Before we went to Caesarea Philippi we went to a restaurant where we were served falafel again and baklava.  We also had an Arabic coffee called Hell-it was aptly named!


 This is Caesarea Philippi.  When watching a Focus on the Family video on Israel, they said that it was the home of the god, Pan.  Since the 1933 class of Juniata College in Huntingdon dedicated their yearbook to Pan (an action that boggles my mind), I knew that Marsha and I needed to pray at this site.








Grotto of Pan
The spring emerged from the large cave which became the center of pagan worship.  Beginning in the 3rd century B.C., sacrifices were cast into the cave as offerings to the god Pan.  Pan, the half-man half-goat god of fright (thus "panic"), is often depicted playing the flute. 








 










This is a hewn niche where the a statue of the god Pan was placed.
















You can see that there are several niches.  Many gods were worshiped in this area.  We could feel the evil.

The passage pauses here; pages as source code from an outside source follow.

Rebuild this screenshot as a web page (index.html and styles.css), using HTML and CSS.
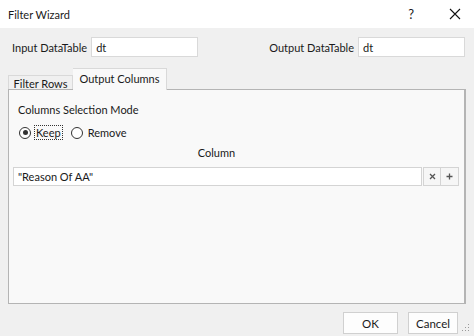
FILE: index.html
```html
<!DOCTYPE html>
<html lang="en">
<head>
    <meta charset="UTF-8">
    <title>Filter Wizard</title>
    <link rel="stylesheet" href="styles.css">
</head>
<body>
    <div class="window">
        <div class="titlebar">
            <span class="title">Filter Wizard</span>
            <div class="title-buttons">
                <span class="help">?</span>
                <svg class="close" width="12" height="12" viewBox="0 0 12 12">
                    <path d="M1 1 L11 11 M11 1 L1 11" stroke="#111" stroke-width="1.1" fill="none"/>
                </svg>
            </div>
        </div>

        <div class="tables">
            <div class="field">
                <label>Input DataTable</label>
                <div class="textbox table-box">dt</div>
            </div>
            <div class="field">
                <label>Output DataTable</label>
                <div class="textbox table-box">dt</div>
            </div>
        </div>

        <div class="tabs">
            <div class="tab">Filter Rows</div>
            <div class="tab active">Output Columns</div>
        </div>

        <div class="panel">
            <div class="group-title">Columns Selection Mode</div>
            <div class="radios">
                <div class="radio checked">
                    <span class="circle"></span>
                    <span class="radio-label focus">Keep</span>
                </div>
                <div class="radio">
                    <span class="circle"></span>
                    <span class="radio-label">Remove</span>
                </div>
            </div>
            <div class="column-header">Column</div>
            <div class="column-row">
                <div class="textbox column-box">"Reason Of AA"</div>
                <button class="small-btn">
                    <svg width="7" height="7" viewBox="0 0 7 7"><path d="M1 1 L6 6 M6 1 L1 6" stroke="#555" stroke-width="1.3"/></svg>
                </button>
                <button class="small-btn">
                    <svg width="7" height="7" viewBox="0 0 7 7"><path d="M3.5 0.5 V6.5 M0.5 3.5 H6.5" stroke="#555" stroke-width="1.3"/></svg>
                </button>
            </div>
        </div>

        <div class="footer">
            <button class="button">OK</button>
            <button class="button">Cancel</button>
            <svg class="grip" width="8" height="8" viewBox="0 0 8 8">
                <rect x="6" y="0" width="1" height="1" fill="#999"/>
                <rect x="3" y="3" width="1" height="1" fill="#999"/>
                <rect x="6" y="3" width="1" height="1" fill="#999"/>
                <rect x="0" y="6" width="1" height="1" fill="#999"/>
                <rect x="3" y="6" width="1" height="1" fill="#999"/>
                <rect x="6" y="6" width="1" height="1" fill="#999"/>
            </svg>
        </div>
    </div>
</body>
</html>
```

FILE: styles.css
```css
:root {
    --window-bg: #f0f0f0;
    --panel-bg: #f9f9f9;
    --panel-border: #b4b4b4;
    --input-border: #d9d9d9;
    --text-color: #1a1a1a;
}

* {
    box-sizing: border-box;
    margin: 0;
    padding: 0;
}

body {
    font-family: Lato, 'Open Sans', sans-serif;
    font-size: 11px;
    color: var(--text-color);
    background: var(--window-bg);
}

.window {
    width: 474px;
    height: 336px;
    display: flex;
    flex-direction: column;
    position: relative;
}

/* Title bar */
.titlebar {
    height: 28px;
    background: #ffffff;
    display: flex;
    align-items: center;
    justify-content: space-between;
    padding: 0 13px 0 8px;
}

.title-buttons {
    display: flex;
    align-items: center;
    gap: 35px;
}

.help {
    font-size: 13px;
}

/* Data table row */
.tables {
    display: flex;
    justify-content: space-between;
    padding: 9px 9px 0 12px;
}

.field {
    display: flex;
    align-items: center;
    gap: 4px;
}

.textbox {
    background: #ffffff;
    border: 1px solid var(--input-border);
    height: 20px;
    padding: 0 4px;
    display: flex;
    align-items: center;
}

.table-box {
    width: 107px;
}

/* Tabs */
.tabs {
    display: flex;
    align-items: flex-end;
    padding: 0 8px;
    margin-top: 11px;
    height: 21px;
    position: relative;
    z-index: 1;
}

.tab {
    width: 65px;
    height: 14px;
    border: 1px solid var(--input-border);
    border-bottom: none;
    background: var(--window-bg);
    display: flex;
    align-items: center;
    justify-content: center;
    padding-top: 2px;
}

.tab.active {
    width: 94px;
    height: 22px;
    margin-bottom: -1px;
    background: var(--panel-bg);
    padding: 0 0 2px;
    border-left: none;
}

/* Panel */
.panel {
    margin: 0 8px;
    height: 215px;
    background: var(--panel-bg);
    border: 1px solid var(--panel-border);
    border-right-width: 2px;
    padding: 13px 4px 0 4px;
}

.group-title {
    padding-left: 5px;
    height: 16px;
}

.radios {
    display: flex;
    gap: 8px;
    padding-left: 6px;
    margin-top: 6px;
}

.radio {
    display: flex;
    align-items: center;
    gap: 3px;
}

.circle {
    width: 12px;
    height: 12px;
    border: 1px solid #333;
    border-radius: 50%;
    background: #ffffff;
    position: relative;
}

.radio.checked .circle::after {
    content: '';
    position: absolute;
    left: 2.5px;
    top: 2.5px;
    width: 5px;
    height: 5px;
    border-radius: 50%;
    background: #333;
}

.radio-label {
    padding: 0 1px;
    border: 1px solid transparent;
}

.radio-label.focus {
    border: 1px dotted #333;
}

.column-header {
    text-align: center;
    margin-top: 6px;
    height: 18px;
    padding-right: 40px;
}

.column-row {
    display: flex;
    margin-top: 3px;
}

.column-box {
    width: 409px;
    height: 19px;
    border-color: #d4d4d4;
}

.small-btn {
    width: 18px;
    height: 19px;
    background: #f6f6f6;
    border: 1px solid #d4d4d4;
    margin-left: 1px;
    display: flex;
    align-items: center;
    justify-content: center;
}

.small-btn + .small-btn {
    margin-left: 0;
    border-left: none;
}

/* Footer */
.footer {
    display: flex;
    justify-content: flex-end;
    gap: 10px;
    padding: 8px 16px 0 0;
}

.button {
    height: 22px;
    width: 55px;
    background: #fdfdfd;
    border: 1px solid #d0d0d0;
    font-family: inherit;
    font-size: 11.5px;
    color: var(--text-color);
}

.button + .button {
    width: 50px;
}

.grip {
    position: absolute;
    right: 4px;
    bottom: 4px;
}
```
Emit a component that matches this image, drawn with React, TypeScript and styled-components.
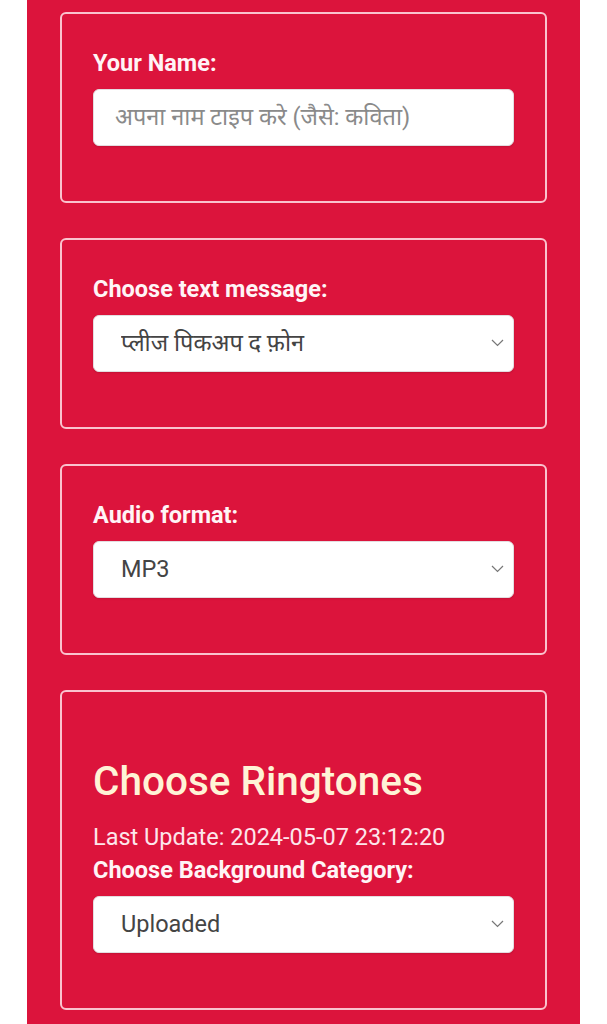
import React, { useState } from "react";
import styled, { createGlobalStyle } from "styled-components";

const GlobalStyle = createGlobalStyle`
  html, body {
    margin: 0;
    padding: 0;
    background: #ffffff;
  }
  body {
    font-family: Roboto, "Noto Sans Devanagari", "Noto Sans", "Liberation Sans", sans-serif;
  }
`;

const Page = styled.div`
  width: 553px;
  margin-left: 27px;
  background-color: #dc143c;
  padding: 12px 0 14px;
  display: flex;
  flex-direction: column;
  gap: 35px;
  box-sizing: border-box;
`;

const Card = styled.section`
  margin: 0 33px;
  padding: 34.5px 31px 55.5px;
  border: 2px solid rgba(255, 226, 232, 0.85);
  border-radius: 6px;
  display: flex;
  flex-direction: column;
`;

const Label = styled.label`
  display: block;
  font-family: Roboto, "Liberation Sans", sans-serif;
  font-weight: 700;
  font-size: 23.5px;
  line-height: 28px;
  color: #fff4f6;
  margin-bottom: 12px;
`;

const Heading = styled.h2`
  font-family: Roboto, "Liberation Sans", sans-serif;
  font-weight: 500;
  font-size: 40.5px;
  line-height: 48px;
  color: #fff3d6;
  margin: 30px 0 18px;
`;

const UpdateText = styled.p`
  font-family: Roboto, "Liberation Sans", sans-serif;
  font-weight: 400;
  font-size: 23.5px;
  line-height: 28px;
  color: #fde6eb;
  margin: 0 0 5px;
`;

const TextInput = styled.input`
  box-sizing: border-box;
  width: 100%;
  height: 57px;
  padding: 0 21px;
  border: 1px solid #e3dde0;
  border-radius: 6px;
  background: #ffffff;
  box-shadow: 0 1px 2px rgba(0, 0, 0, 0.12);
  font-family: Roboto, "Noto Sans Devanagari", "Noto Sans", sans-serif;
  font-size: 23.5px;
  color: #333333;
  outline: none;

  &::placeholder {
    color: #8a8a8a;
  }
`;

const SelectWrap = styled.div`
  position: relative;
  width: 100%;
`;

const Select = styled.select`
  box-sizing: border-box;
  width: 100%;
  height: 57px;
  padding: 0 40px 0 27px;
  border: 1px solid #e3dde0;
  border-radius: 6px;
  background: #ffffff;
  box-shadow: 0 1px 2px rgba(0, 0, 0, 0.12);
  font-family: Roboto, "Noto Sans Devanagari", "Noto Sans", sans-serif;
  font-size: 23.5px;
  color: #444444;
  appearance: none;
  -webkit-appearance: none;
  outline: none;
`;

const Chevron = styled.svg`
  position: absolute;
  right: 10px;
  top: 50%;
  width: 13px;
  height: 8px;
  margin-top: -4px;
  pointer-events: none;
`;

const Arrow = () => (
  <Chevron viewBox="0 0 13 8">
    <path d="M1 1 L6.5 6.5 L12 1" fill="none" stroke="#777" strokeWidth="1.2" />
  </Chevron>
);

const Dropdown: React.FC<{ value: string; options: string[]; onChange: (v: string) => void }> = ({
  value,
  options,
  onChange,
}) => (
  <SelectWrap>
    <Select value={value} onChange={(e) => onChange(e.target.value)}>
      {options.map((o) => (
        <option key={o} value={o}>
          {o}
        </option>
      ))}
    </Select>
    <Arrow />
  </SelectWrap>
);

export default function App() {
  const [name, setName] = useState("");
  const [message, setMessage] = useState("प्लीज पिकअप द फ़ोन");
  const [format, setFormat] = useState("MP3");
  const [category, setCategory] = useState("Uploaded");

  return (
    <>
      <GlobalStyle />
      <Page>
        <Card>
          <Label>Your Name:</Label>
          <TextInput
            value={name}
            onChange={(e) => setName(e.target.value)}
            placeholder="अपना नाम टाइप करे (जैसे: कविता)"
          />
        </Card>

        <Card>
          <Label>Choose text message:</Label>
          <Dropdown
            value={message}
            onChange={setMessage}
            options={["प्लीज पिकअप द फ़ोन", "आपका फ़ोन बज रहा है"]}
          />
        </Card>

        <Card>
          <Label>Audio format:</Label>
          <Dropdown value={format} onChange={setFormat} options={["MP3", "WAV", "M4R"]} />
        </Card>

        <Card>
          <Heading>Choose Ringtones</Heading>
          <UpdateText>Last Update: 2024-05-07 23:12:20</UpdateText>
          <Label>Choose Background Category:</Label>
          <Dropdown
            value={category}
            onChange={setCategory}
            options={["Uploaded", "Popular", "Latest"]}
          />
        </Card>
      </Page>
    </>
  );
}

 On a positive note this is the area where the confession of Peter took place-where he proclaims Jesus to be Christ-the Messiah.  Matthew 16:13-20; Mark 8:27-30; Luke 9:18-20
















We were supposed to go to the Jordan River Baptismal site but when Mickey called there were 1000 people from Brazil waiting to be baptized so we were able to visit the Memorial of the 10/6/73 Yom Kippur War.  Yom Kippur is the holiest day on the Jewish calendar Syria and Egypt took advantage of this when they attacked Israel.  For the 1st week Syria and Egypt were winning. In the Suez region 500 Israeli soldiers faced 80,000 Egyptian soldiers. Israel tanks were outnumbered 1:9 .  The 2nd week Israel was victorious.  The Syrian commander took tanks into Israel and the farther he went into Israel, the more he became convinced that they were going to be ambushed so he turned the tanks around.  There was no ambush-he could have taken Israel.  He paid for this decision with his life sometime after returning to Syria.

                                         
                                                Syria in the distance from the Memorial Site.